There will be an initial adjustment period as Bryant looks to finds his legs after such a long layoff. He'll need to fit his game into a team that has thrived on sharing the ball.
Last season Bryant took 20.4 shots a game but he also tied his career high with 6.0 assists.
Bryant's shot attempts should dip, assuming Coach Mike D'Antoni shrinks his minutes from last season's 38.5 a night. With Steve Nash (back) and Jordan Farmar (hamstring) sidelined, Bryant may need to be more of a facilitator until the team gets back to full strength.
Later in the season, the Lakers may need Bryant to be a scorer first -- but now, he needs to be one of the team's top playmakers.
Steve Blake is averaging a team-high 7.8 assists per game. Nash (4.8 assists) and Farmar (4.4) aren't available.
Bryant's return will naturally result in dips for most Lakers, starting with minutes. If Xavier Henry, Jodie Meeks and Nick Young lose seven minutes each, that's 21 for Bryant -- probably nine short of what he'll need.

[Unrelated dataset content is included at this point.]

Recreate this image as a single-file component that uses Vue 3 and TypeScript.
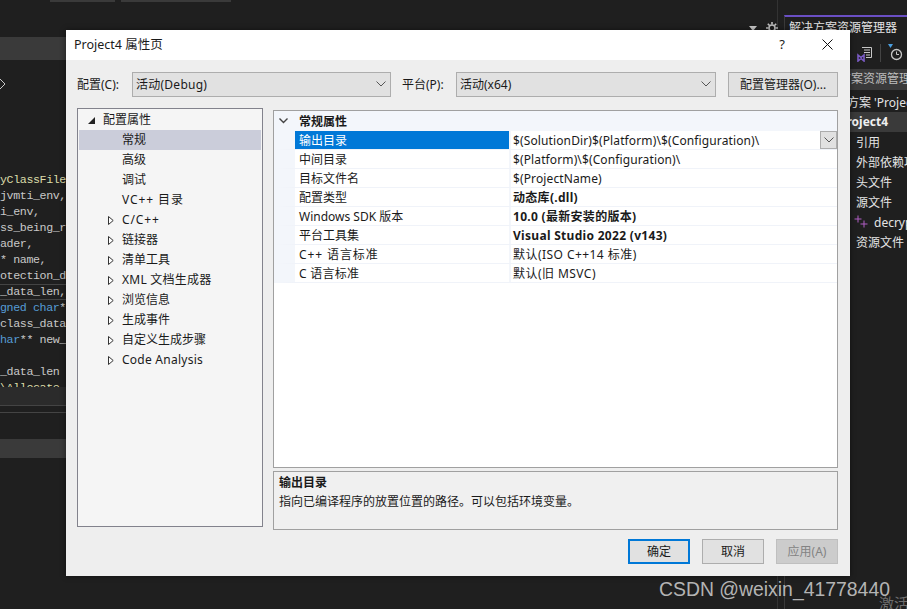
<script setup lang="ts">
interface CodeLine { text: string; tail?: string; cls?: string }
const codeLines: CodeLine[] = [
  { text: 'yClassFile', cls: 'fn' },
  { text: 'jvmti_env,' },
  { text: 'i_env,' },
  { text: 'ss_being_r' },
  { text: 'ader,' },
  { text: '* name,' },
  { text: 'otection_d' },
  { text: '_data_len,', cls: 'current' },
  { text: 'gned char', tail: '*', cls: 'kw' },
  { text: 'class_data' },
  { text: 'har', tail: '** new_', cls: 'kw' },
  { text: '\u00a0' },
  { text: '_data_len ' },
  { text: '\\Allocate', cls: 'fn' },
]
const tree = [
  { label: '常规', arrow: false, selected: true, ls: '' },
  { label: '高级', arrow: false, ls: '' },
  { label: '调试', arrow: false, ls: '' },
  { label: 'VC++ 目录', arrow: false, ls: 'ls2' },
  { label: 'C/C++', arrow: true, ls: 'ls2' },
  { label: '链接器', arrow: true, ls: '' },
  { label: '清单工具', arrow: true, ls: '' },
  { label: 'XML 文档生成器', arrow: true, ls: 'ls1' },
  { label: '浏览信息', arrow: true, ls: '' },
  { label: '生成事件', arrow: true, ls: '' },
  { label: '自定义生成步骤', arrow: true, ls: '' },
  { label: 'Code Analysis', arrow: true, ls: 'ls1' },
]
const props = [
  { name: '输出目录', value: '$(SolutionDir)$(Platform)\\$(Configuration)\\', selected: true, ls: '', vls: '' },
  { name: '中间目录', value: '$(Platform)\\$(Configuration)\\', ls: '', vls: '' },
  { name: '目标文件名', value: '$(ProjectName)', ls: '', vls: '' },
  { name: '配置类型', value: '动态库(.dll)', bold: true, ls: '', vls: '' },
  { name: 'Windows SDK 版本', value: '10.0 (最新安装的版本)', bold: true, ls: '', vls: '' },
  { name: '平台工具集', value: 'Visual Studio 2022 (v143)', bold: true, ls: '', vls: '' },
  { name: 'C++ 语言标准', value: '默认(ISO C++14 标准)', ls: 'ls2', vls: 'ls3' },
  { name: 'C 语言标准', value: '默认(旧 MSVC)', ls: 'ls1', vls: 'ls3' },
]
const solution = ['引用', '外部依赖项', '头文件', '源文件']
</script>

<template>
  <div class="screen">
    <div class="top-strips"><span class="strip s1"></span><span class="strip s2"></span></div>

    <div class="ide">
      <section class="editor">
        <div class="tab-band"></div>
        <div class="chev">
          <svg width="8" height="12" viewBox="0 0 8 12"><path d="M0 1 L5 6 L0 11" fill="none" stroke="#c8c8c8" stroke-width="1" /></svg>
        </div>
        <div class="code">
          <div v-for="(l, i) in codeLines" :key="i" class="code-line" :class="l.cls">{{ l.text }}<span v-if="l.tail" class="tail">{{ l.tail }}</span></div>
        </div>
        <div class="hscroll"></div>
        <div class="rule"></div>
        <div class="output-band"></div>
      </section>

      <div class="gutter-col"></div>

      <aside class="explorer">
        <div class="ex-title-row">
          <span class="ex-title">解决方案资源管理器</span>
        </div>
        <div class="ex-tools">
          <svg class="tool" width="16" height="18" viewBox="0 0 16 18">
            <path d="M1 11 L4 13.5 L7 11 L7 17 L4 14.5 L1 17 Z" fill="none" stroke="#7a5bc4" stroke-width="1.6" />
            <path d="M5 3.5 H14.5 V13.5 H9" fill="none" stroke="#c8c8c8" />
            <path d="M7 6 H13 M7 8.5 H13 M9 11 H13" stroke="#c8c8c8" />
          </svg>
          <span class="ex-sep"></span>
          <svg class="tool" width="15" height="18" viewBox="0 0 15 18">
            <path d="M0 0 H5 L2.5 4 Z" fill="#4a9fe0" />
            <circle cx="8.5" cy="10.5" r="5" fill="none" stroke="#c8c8c8" stroke-width="1.3" />
            <path d="M8.5 7.5 V10.5 H11" fill="none" stroke="#c8c8c8" />
          </svg>
        </div>
        <div class="ex-search">解决方案资源管理器</div>
        <div class="ex-sol">解决方案 'Project4'</div>
        <div class="ex-proj">Project4</div>
        <div v-for="s in solution" :key="s" class="ex-item">{{ s }}</div>
        <div class="ex-file">
          <svg class="tool" width="16" height="14" viewBox="0 0 16 14"><path d="M5 0.5 V7.5 M1.5 4 H8.5 M11 5.5 V12.5 M7.5 9 H14.5" stroke="#b05fc4" stroke-width="1" /></svg>
          <span>decrypt.cpp</span>
        </div>
        <div class="ex-item">资源文件</div>
      </aside>
    </div>

    <div class="head-icons">
      <svg width="8" height="5" viewBox="0 0 8 5"><path d="M0 0 H8 L4 5 Z" fill="#c8c8c8" /></svg>
      <svg width="12" height="12" viewBox="0 0 12 12">
        <circle cx="6" cy="6" r="3" fill="none" stroke="#c0c0c0" stroke-width="1.6" />
        <path d="M6 0 V2.5 M6 9.5 V12 M0 6 H2.5 M9.5 6 H12 M1.8 1.8 L3.5 3.5 M8.5 8.5 L10.2 10.2 M10.2 1.8 L8.5 3.5 M3.5 8.5 L1.8 10.2" stroke="#c0c0c0" stroke-width="1.6" />
      </svg>
    </div>

    <div class="dialog">
      <header class="titlebar">
        <span class="title">Project4 属性页</span>
        <span class="help">?</span>
        <svg class="close" width="11" height="11" viewBox="0 0 11 11"><path d="M0.5 0.5 L10.5 10.5 M10.5 0.5 L0.5 10.5" stroke="#111" stroke-width="1" /></svg>
      </header>

      <div class="body">
        <div class="config-row">
          <label class="lbl lbl-c">配置(C):</label>
          <div class="combo combo-c">
            <span class="ls1">活动(Debug)</span>
            <svg width="10" height="6" viewBox="0 0 10 6"><path d="M0.5 0.5 L5 5 L9.5 0.5" fill="none" stroke="#555" /></svg>
          </div>
          <label class="lbl lbl-p">平台(P):</label>
          <div class="combo combo-p">
            <span>活动(x64)</span>
            <svg width="10" height="6" viewBox="0 0 10 6"><path d="M0.5 0.5 L5 5 L9.5 0.5" fill="none" stroke="#555" /></svg>
          </div>
          <button class="mgr">配置管理器(O)...</button>
        </div>

        <div class="main">
          <nav class="tree">
            <div class="tree-row root">
              <svg class="arrow-open" width="7" height="7" viewBox="0 0 7 7"><path d="M7 0 V7 H0 Z" fill="#222" /></svg>
              <span>配置属性</span>
            </div>
            <div v-for="t in tree" :key="t.label" class="tree-row child" :class="{ sel: t.selected }">
              <svg v-if="t.arrow" class="arrow" width="6" height="9" viewBox="0 0 6 9"><path d="M0.5 0.5 L5.2 4.5 L0.5 8.5 Z" fill="#fff" stroke="#333" /></svg>
              <span :class="t.ls">{{ t.label }}</span>
            </div>
          </nav>

          <div class="right">
            <div class="grid">
              <div class="group">
                <svg width="9" height="6" viewBox="0 0 9 6"><path d="M0.5 0.5 L4.5 4.5 L8.5 0.5" fill="none" stroke="#444" stroke-width="1.4" /></svg>
                <span>常规属性</span>
              </div>
              <div v-for="p in props" :key="p.name" class="prop" :class="{ sel: p.selected }">
                <span class="pname" :class="p.ls">{{ p.name }}</span>
                <span class="pval" :class="[{ bold: p.bold }, p.vls]">{{ p.value }}</span>
                <span v-if="p.selected" class="drop">
                  <svg width="10" height="6" viewBox="0 0 10 6"><path d="M0.5 0.5 L5 5 L9.5 0.5" fill="none" stroke="#555" /></svg>
                </span>
              </div>
            </div>
            <div class="desc">
              <div class="desc-t">输出目录</div>
              <div class="desc-b">指向已编译程序的放置位置的路径。可以包括环境变量。</div>
            </div>
          </div>
        </div>

        <div class="actions">
          <button class="btn ok"><span class="btn-t">确定</span></button>
          <button class="btn"><span class="btn-t">取消</span></button>
          <button class="btn off"><span class="btn-t">应用(A)</span></button>
        </div>
      </div>
    </div>

    <div class="watermark">CSDN @weixin_41778440</div>
    <div class="activate">激活</div>
  </div>
</template>

<style>
html, body { margin: 0; background: #1f1f1f; }
</style>

<style scoped>
.screen {
  position: relative;
  width: 907px;
  height: 609px;
  overflow: hidden;
  background: #1f1f1f;
  font-family: "Noto Sans", "Noto Sans CJK SC", sans-serif;
  font-size: 12px;
  color: #1a1a1a;
}
.ls1 { letter-spacing: 0.25px; }
.ls2 { letter-spacing: 0.9px; }
.ls3 { letter-spacing: 0.5px; }
.top-strips { position: absolute; top: 0; left: 0; display: flex; }
.strip { height: 2px; background: #3a3a3a; display: block; }
.s1 { width: 65px; margin-left: 50px; }
.s2 { width: 110px; margin-left: 6px; }

.ide { display: flex; height: 609px; }
.editor { width: 777px; flex: none; padding-top: 37px; box-sizing: border-box; }
.tab-band { height: 23px; background: #3a3a3a; width: 66px; }
.chev { height: 113px; padding: 17px 0 0 0; box-sizing: border-box; }
.code {
  font-family: "Liberation Mono", monospace;
  font-size: 11.67px;
  letter-spacing: -0.4px;
  line-height: 16px;
  color: #c8c8c8;
  height: 215px;
  overflow: hidden;
  margin-top: -1px;
  width: 66px;
  white-space: pre;
}
.code-line { height: 16px; }
.code-line.fn { color: #dcdcaa; }
.code-line.kw { color: #569cd6; }
.tail { color: #c8c8c8; }
.code-line.current { border-top: 1px solid #444; border-bottom: 1px solid #444; height: 14px; line-height: 14px; }
.hscroll { height: 18px; width: 66px; background: #2b2b2b; border-bottom: 1px solid #444; }
.rule { height: 1px; margin-top: 6px; width: 66px; background: #444; }
.output-band { height: 19px; width: 66px; margin-top: 26px; background: #3a3a3a; }

.gutter-col { width: 7px; flex: none; border-left: 1px solid #333; box-sizing: border-box; }

.explorer {
  flex: 1;
  min-width: 0;
  margin-top: 15px;
  border-top: 2px solid #6a4fc4;
  border-left: 1px solid #3a3a3a;
  color: #e4e4e4;
  font-size: 12px;
  overflow: hidden;
  white-space: nowrap;
}
.ex-title-row { height: 22px; padding: 1px 0 0 4px; box-sizing: border-box; line-height: 20px; }
.ex-tools { height: 30px; display: flex; align-items: center; gap: 7px; padding: 0 0 3px 72px; box-sizing: border-box; }
.tool { flex: none; }
.ex-sep { width: 1px; height: 18px; background: #444; flex: none; }
.ex-search { height: 21px; line-height: 20px; background: #3a3a3a; padding-left: 30px; color: #bdbdbd; }
.ex-sol { height: 22px; line-height: 26px; padding-left: 38px; }
.ex-proj { height: 20px; line-height: 20px; padding-left: 54px; font-weight: 700; background: #3a3a3a; color: #f0f0f0; }
.ex-item { height: 20px; line-height: 22px; padding-left: 71px; }
.ex-file { height: 20px; display: flex; align-items: center; gap: 5px; padding-left: 68px; }

.head-icons { position: absolute; left: 749px; top: 22px; display: flex; align-items: center; gap: 9px; }

.dialog {
  position: absolute;
  left: 66px;
  top: 30px;
  width: 784px;
  height: 546px;
  background: #eeeeee;
  box-shadow: 0 0 6px rgba(0, 0, 0, 0.45);
  display: flex;
  flex-direction: column;
}
.titlebar {
  height: 30px;
  background: #fff;
  flex: none;
  display: flex;
  align-items: center;
  padding: 0 17px 2px 8px;
  box-sizing: border-box;
}
.title { flex: 1; font-size: 12.5px; padding-bottom: 1px; }
.help { font-size: 13px; margin-right: 37px; }
.close { flex: none; }
.body { flex: 1; display: flex; flex-direction: column; padding: 11px 12px 12px 11px; min-height: 0; }
.config-row { display: flex; align-items: center; height: 26px; flex: none; }
.lbl { flex: none; padding-bottom: 1px; }
.lbl-c { width: 55px; }
.lbl-p { width: 54px; margin-left: 11px; }
.combo {
  flex: none;
  height: 25px;
  box-sizing: border-box;
  border: 1px solid #adadad;
  background: #e1e1e1;
  display: flex;
  align-items: center;
  justify-content: space-between;
  padding: 0 4px 1px 3px;
  margin-top: 1px;
}
.combo-c { width: 259px; }
.combo-p { width: 260px; }
.mgr {
  margin-left: 12px;
  width: 110px;
  height: 25px;
  box-sizing: border-box;
  border: 1px solid #adadad;
  background: #e1e1e1;
  font: inherit;
  color: inherit;
  padding: 0;
}
.main { flex: 1; min-height: 0; display: flex; margin-top: 11px; }
.tree {
  width: 186px;
  height: 419px;
  box-sizing: border-box;
  flex: none;
  border: 1px solid #82828c;
  background: #f5f5f5;
  padding: 1px 1px;
}
.tree-row { height: 20px; box-sizing: border-box; padding-bottom: 2px; display: flex; align-items: center; position: relative; }
.root { padding-left: 24px; }
.child { padding-left: 43px; }
.tree-row.sel { background: #cbcdda; }
.arrow-open { position: absolute; left: 9px; top: 7px; }
.arrow { position: absolute; left: 29px; top: 6px; }
.right { margin-left: 10px; flex: 1; display: flex; flex-direction: column; }
.grid {
  height: 358px;
  box-sizing: border-box;
  border: 1px solid #a0a0a0;
  background: #fff;
  margin-top: 2px;
}
.group {
  height: 20px;
  background: #f3f6fb;
  display: flex;
  align-items: center;
  font-weight: 700;
  padding-left: 5px;
  gap: 11px;
}
.prop {
  height: 19px;
  box-sizing: border-box;
  display: flex;
  position: relative;
  border-left: 21px solid #f3f6fb;
  border-bottom: 1px solid #f0f3f9;
  align-items: center;
}
.pname { width: 214px; flex: none; padding-left: 4px; box-sizing: border-box; height: 18px; line-height: 20px; overflow: hidden; }
.prop.sel .pname { background: #0078d7; color: #fff; }
.pval { padding-left: 2px; border-left: 2px solid #f3f6fb; height: 18px; line-height: 20px; letter-spacing: 0.12px; }
.pval.bold { font-weight: 700; letter-spacing: 0.3px; }
.pval.ls3 { letter-spacing: 0.45px; }
.drop {
  position: absolute;
  right: 0;
  top: 0;
  width: 17px;
  height: 18px;
  box-sizing: border-box;
  border: 1px solid #adadad;
  background: #e1e1e1;
  display: flex;
  align-items: center;
  justify-content: center;
}
.desc {
  margin-top: 3px;
  height: 59px;
  box-sizing: border-box;
  border: 1px solid #a0a0a0;
  background: #f0f0f0;
  padding: 1px 5px;
  line-height: 19px;
}
.desc-t { font-weight: 700; }
.actions { display: flex; justify-content: flex-end; gap: 12px; flex: none; height: 25px; }
.btn {
  width: 62px;
  height: 25px;
  box-sizing: border-box;
  border: 1px solid #adadad;
  background: #e1e1e1;
  font: inherit;
  color: inherit;
  padding: 0 0 2px;
}
.btn.ok { border: 2px solid #0078d7; }
.btn.off { background: #cccccc; border-color: #bfbfbf; color: #838383; }

.watermark {
  position: absolute;
  left: 659px;
  top: 578px;
  font-family: "Liberation Sans", sans-serif;
  font-size: 19.4px;
  line-height: 22px;
  white-space: nowrap;
  color: #b4b4b4;
}
.activate { position: absolute; left: 879px; top: 593px; font-size: 15px; color: #6e6e6e; line-height: 20px; white-space: nowrap; }
</style>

Nine Lakers average at least 8.3 points a game, starting with Chris Kaman, who is currently out of the rotation (while battling back issues).
Pau Gasol (14.5 a night) and Young (14.2) are the team's leading scorers with Meeks right behind at 13.5.
As a team, the Lakers have shot 44.1% from the field and 40.7% from three-point range in Bryant's absence. The Lakers also average 24.1 assists with 14.7 turnovers.
The Lakers managing a 10-9 record without Bryant was impressive, but that's not a playoff pace.
Once the initial adjustment period to Bryant's return is worked through, the Lakers should be able to climb in the Western Conference standings.